Typically when a merchant signs up with Worldpay to accept credit card payments, they’d receive the money into a bank account.
Potentially this could be attractive to businesses that lack a US Dollar bank account. Merchants outside the U.S. invariably have to convert any U.S. dollars received to a local currency, often losing a significant percentage in the foreign exchange conversion.
“Cryptocurrencies, for the most part, tend to be quite volatile and lack the ability to redeem at a predictable exchange rate in large quantities. That is why USDC is so popular among consumers who use crypto exchanges, and why it is so appealing to traditional merchants and other corporates,” said Nabil Manji, SVP, Head of Crypto and Web3 at Worldpay from FIS.
“By making it easier and more efficient for crypto-native companies and other corporates to receive and manage stablecoins, this will further drive corporate innovation in payments and benefit the consumer ecosystem.”
But first, Worldpay will run a pilot with Crypto.com as the client. FIS already has a close relationship with the cryptocurrency exchange and runs a node on the crypto.org blockchain.
In the last two years, the market capitalization of Circle’s USDC has grown from less than $1 billion to more than $51 billion.
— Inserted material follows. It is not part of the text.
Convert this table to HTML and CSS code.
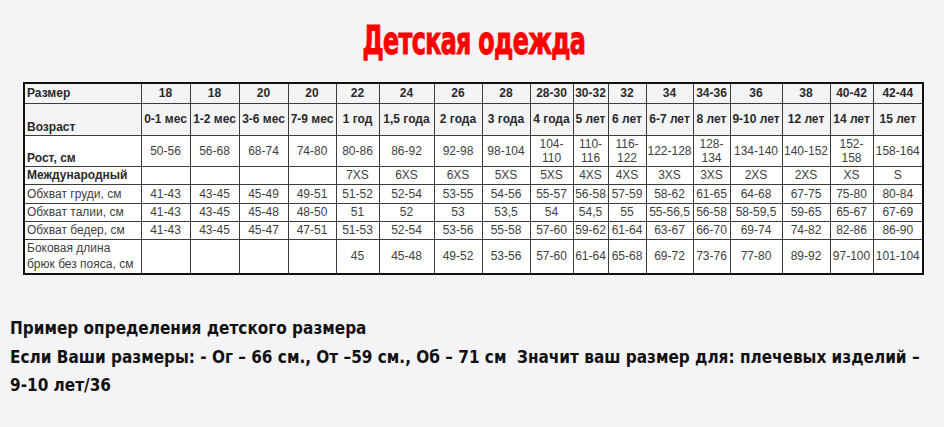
FILE: index.html
```html
<!DOCTYPE html>
<html lang="ru">
<head>
<meta charset="utf-8">
<title>Детская одежда</title>
<link rel="stylesheet" href="styles.css">
</head>
<body>
<h1 class="title"><span class="title-text">Детская одежда</span></h1>
<table class="sizes">
  <colgroup>
    <col style="width:117px"><col style="width:49px"><col style="width:49px"><col style="width:49px"><col style="width:48px"><col style="width:43px"><col style="width:55px"><col style="width:48px"><col style="width:48px"><col style="width:43px"><col style="width:35px"><col style="width:38px"><col style="width:47px"><col style="width:37px"><col style="width:52px"><col style="width:48px"><col style="width:43px"><col style="width:50px">
  </colgroup>
  <tr class="head r1">
    <th class="lbl">Размер</th><th>18</th><th>18</th><th>20</th><th>20</th><th>22</th><th>24</th><th>26</th><th>28</th><th>28-30</th><th>30-32</th><th>32</th><th>34</th><th>34-36</th><th>36</th><th>38</th><th>40-42</th><th>42-44</th>
  </tr>
  <tr class="head r2">
    <th class="lbl bottom">Возраст</th><th>0-1 мес</th><th>1-2 мес</th><th>3-6 мес</th><th>7-9 мес</th><th>1 год</th><th>1,5 года</th><th>2 года</th><th>3 года</th><th>4 года</th><th>5 лет</th><th>6 лет</th><th>6-7 лет</th><th>8 лет</th><th>9-10 лет</th><th>12 лет</th><th>14 лет</th><th>15 лет</th>
  </tr>
  <tr class="r3">
    <td class="lbl bottom strong">Рост, см</td><td>50-56</td><td>56-68</td><td>68-74</td><td>74-80</td><td>80-86</td><td>86-92</td><td>92-98</td><td>98-104</td><td>104-<br>110</td><td>110-<br>116</td><td>116-<br>122</td><td>122-128</td><td>128-<br>134</td><td>134-140</td><td>140-152</td><td>152-<br>158</td><td>158-164</td>
  </tr>
  <tr class="r4">
    <td class="lbl strong">Международный</td><td></td><td></td><td></td><td></td><td>7XS</td><td>6XS</td><td>6XS</td><td>5XS</td><td>5XS</td><td>4XS</td><td>4XS</td><td>3XS</td><td>3XS</td><td>2XS</td><td>2XS</td><td>XS</td><td>S</td>
  </tr>
  <tr class="r5">
    <td class="lbl">Обхват груди, см</td><td>41-43</td><td>43-45</td><td>45-49</td><td>49-51</td><td>51-52</td><td>52-54</td><td>53-55</td><td>54-56</td><td>55-57</td><td>56-58</td><td>57-59</td><td>58-62</td><td>61-65</td><td>64-68</td><td>67-75</td><td>75-80</td><td>80-84</td>
  </tr>
  <tr class="r6">
    <td class="lbl">Обхват талии, см</td><td>41-43</td><td>43-45</td><td>45-48</td><td>48-50</td><td>51</td><td>52</td><td>53</td><td>53,5</td><td>54</td><td>54,5</td><td>55</td><td>55-56,5</td><td>56-58</td><td>58-59,5</td><td>59-65</td><td>65-67</td><td>67-69</td>
  </tr>
  <tr class="r7">
    <td class="lbl">Обхват бедер, см</td><td>41-43</td><td>43-45</td><td>45-47</td><td>47-51</td><td>51-53</td><td>52-54</td><td>53-56</td><td>55-58</td><td>57-60</td><td>59-62</td><td>61-64</td><td>63-67</td><td>66-70</td><td>69-74</td><td>74-82</td><td>82-86</td><td>86-90</td>
  </tr>
  <tr class="r8">
    <td class="lbl top">Боковая длина<br>брюк без пояса, см</td><td></td><td></td><td></td><td></td><td>45</td><td>45-48</td><td>49-52</td><td>53-56</td><td>57-60</td><td>61-64</td><td>65-68</td><td>69-72</td><td>73-76</td><td>77-80</td><td>89-92</td><td>97-100</td><td>101-104</td>
  </tr>
</table>
<div class="note">
  <p class="note-line">Пример определения детского размера</p>
  <p class="note-line">Если Ваши размеры: - Ог – 66 см., От –59 см., Об – 71 см&nbsp; Значит ваш размер для: плечевых изделий –</p>
  <p class="note-line">9-10 лет/36</p>
</div>
</body>
</html>
```

FILE: styles.css
```css
html, body {
  margin: 0;
  padding: 0;
  background: #f4f4f7;
}
body {
  width: 944px;
  height: 427px;
  overflow: hidden;
}
.title {
  margin: 0;
  padding-top: 21px;
  height: 82px;
  box-sizing: border-box;
  text-align: center;
  font-family: "DejaVu Sans Condensed", "DejaVu Sans", sans-serif;
  font-weight: bold;
  font-size: 39px;
  line-height: 40px;
  color: #ff0000;
}
.title-text {
  display: inline-block;
  transform: scaleX(0.68);
  letter-spacing: -1px;
  padding-left: 6px;
  -webkit-text-stroke: 1px #ff0000;
}
.sizes {
  margin-left: 23px;
  border-collapse: collapse;
  table-layout: fixed;
  width: 899px;
  border: 2px solid #111;
  font-family: "Liberation Sans", Arial, sans-serif;
  font-size: 12px;
  color: #404040;
  background: #ffffff;
}
.sizes th, .sizes td {
  border: 1px solid #3c3c3c;
  padding: 0 1px;
  text-align: center;
  vertical-align: middle;
  line-height: 14px;
  white-space: nowrap;
}
.sizes .head th {
  background: #f4f4f6;
  font-weight: bold;
  color: #2a2a2a;
}
.sizes .lbl {
  text-align: left;
  padding-left: 2px;
}
.sizes .bottom { vertical-align: bottom; padding-bottom: 1px; }
.sizes .top { vertical-align: top; line-height: 16px; }
.sizes .strong { font-weight: bold; color: #2a2a2a; }
.r1 { height: 20px; }
.r2 { height: 32px; }
.r3 { height: 31px; }
.r4 { height: 18px; }
.r5 { height: 19px; }
.r6 { height: 18px; }
.r7 { height: 18px; }
.r8 { height: 35px; }
.note {
  margin-top: 39px;
  padding-left: 10px;
  font-family: "DejaVu Sans Condensed", "DejaVu Sans", sans-serif;
  font-weight: bold;
  font-size: 17px;
  color: #111;
}
.note-line {
  margin: 0;
  line-height: 28.5px;
  white-space: nowrap;
}
```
The vast majority of that growth has been driven by the crypto sector, particularly cryptocurrency lending. Before the DeFi boom, Circle’s had a focus on enabling more mainstream payments, along the lines of today’s announcement. If stablecoins become more widely adopted beyond the crypto sector, they could empower automated, conditional and programmable payments.
FIS has numerous other blockchain activities. It’s a partner of bitcoin asset manager NYDIG enabling hundreds of small U.S. banks to offer bitcoin to their clients. It also participates in the governing councils of two public permissioned DLTs such as Hedera Hashgraph in the United States and Klaytn in Korea.